Although many people associate economics with economic growth, monetary policy, and wages, it is actually a broader field that encompasses various topics that are not solely related to money and GDP. At its core, economics studies how individuals, firms, and societies allocate scarce resources to meet their needs and desires. This definition covers a wide range of topics, including labor markets, international trade, health, education, the environment, and social welfare.
For example, economists can study the environment to understand how people make decisions regarding resource use, such as water or energy, and how these decisions impact the natural world. This research can provide insights into how to design policies that encourage sustainable resource use and protect natural ecosystems. What is the extra value that economics adds to other scientific subjects?
While subjects such as chemistry and medicine are crucial in understanding the fluoride in water, it can be challenging to establish causality between water fluoridation and long-term impacts on human health. The randomized controlled trials are the gold standard to establish causality in scientific research, but they can be difficult to conduct for ethical and practical reasons.

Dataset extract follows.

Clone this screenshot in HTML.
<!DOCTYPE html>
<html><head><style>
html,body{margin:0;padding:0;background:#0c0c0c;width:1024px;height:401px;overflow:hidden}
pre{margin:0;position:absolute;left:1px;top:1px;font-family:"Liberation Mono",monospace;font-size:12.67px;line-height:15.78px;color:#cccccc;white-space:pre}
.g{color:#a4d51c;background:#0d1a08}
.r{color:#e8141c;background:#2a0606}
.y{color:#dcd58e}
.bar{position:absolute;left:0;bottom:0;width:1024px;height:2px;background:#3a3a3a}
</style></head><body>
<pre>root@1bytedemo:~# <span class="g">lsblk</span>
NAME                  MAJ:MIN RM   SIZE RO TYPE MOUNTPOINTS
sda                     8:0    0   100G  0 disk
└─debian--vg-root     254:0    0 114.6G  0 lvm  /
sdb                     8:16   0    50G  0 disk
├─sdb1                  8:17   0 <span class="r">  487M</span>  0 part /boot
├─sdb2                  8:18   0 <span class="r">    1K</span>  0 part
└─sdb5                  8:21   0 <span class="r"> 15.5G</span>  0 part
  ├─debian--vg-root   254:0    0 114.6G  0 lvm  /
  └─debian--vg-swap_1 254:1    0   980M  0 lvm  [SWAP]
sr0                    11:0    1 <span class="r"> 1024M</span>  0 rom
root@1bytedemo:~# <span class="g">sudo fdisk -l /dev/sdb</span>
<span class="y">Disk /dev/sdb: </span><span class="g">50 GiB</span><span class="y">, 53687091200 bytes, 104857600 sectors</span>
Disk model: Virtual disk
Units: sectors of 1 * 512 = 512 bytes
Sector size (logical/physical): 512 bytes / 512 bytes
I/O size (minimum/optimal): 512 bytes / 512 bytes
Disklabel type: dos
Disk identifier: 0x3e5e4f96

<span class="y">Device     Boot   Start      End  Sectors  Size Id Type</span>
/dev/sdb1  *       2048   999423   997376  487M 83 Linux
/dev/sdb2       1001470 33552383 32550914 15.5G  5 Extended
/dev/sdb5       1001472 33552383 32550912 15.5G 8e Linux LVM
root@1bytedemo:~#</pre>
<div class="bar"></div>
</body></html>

For instance, it is impossible to compare multiple identical individuals, each exposed to different fluoride concentrations in drinking water, and observe them over a long period of time. Similarly, control trials typically only involve small sample sizes, and it is challenging to control all factors in both the treatment and comparison groups. Additionally, results of animal studies have limitations.
In contrast, economists can utilize large-scale microdata and econometric techniques to address these issues and employ quasi-experimental designs in their research. Quasi-experimental designs attempt to replicate the conditions of a randomized controlled trial while avoiding the ethical issues associated with randomizing individuals or communities to different treatment groups. For instance, such a research design could occur when a new policy or intervention occurs that discontinues adding fluoride in one geographic area but not in another. Economists can use various methods to overcome confounding factors and take advantage of microdata at the individual level to establish causal effects of drinking water with fluoride on long-term health and labor outcomes. Some research approaches used in economics, such as the difference-in-difference method and regression discontinuity design, are gaining popularity in fields beyond economics.
In summary, economics offers several advantages when studying topics with a focus on individuals. Its focus on social outcomes, interdisciplinary approach, use of quasi-experimental designs, and access to a wide range of data sources make it a valuable field in the science world. In my next blog, I will delve into the details of economic research by using the example of a Swedish study.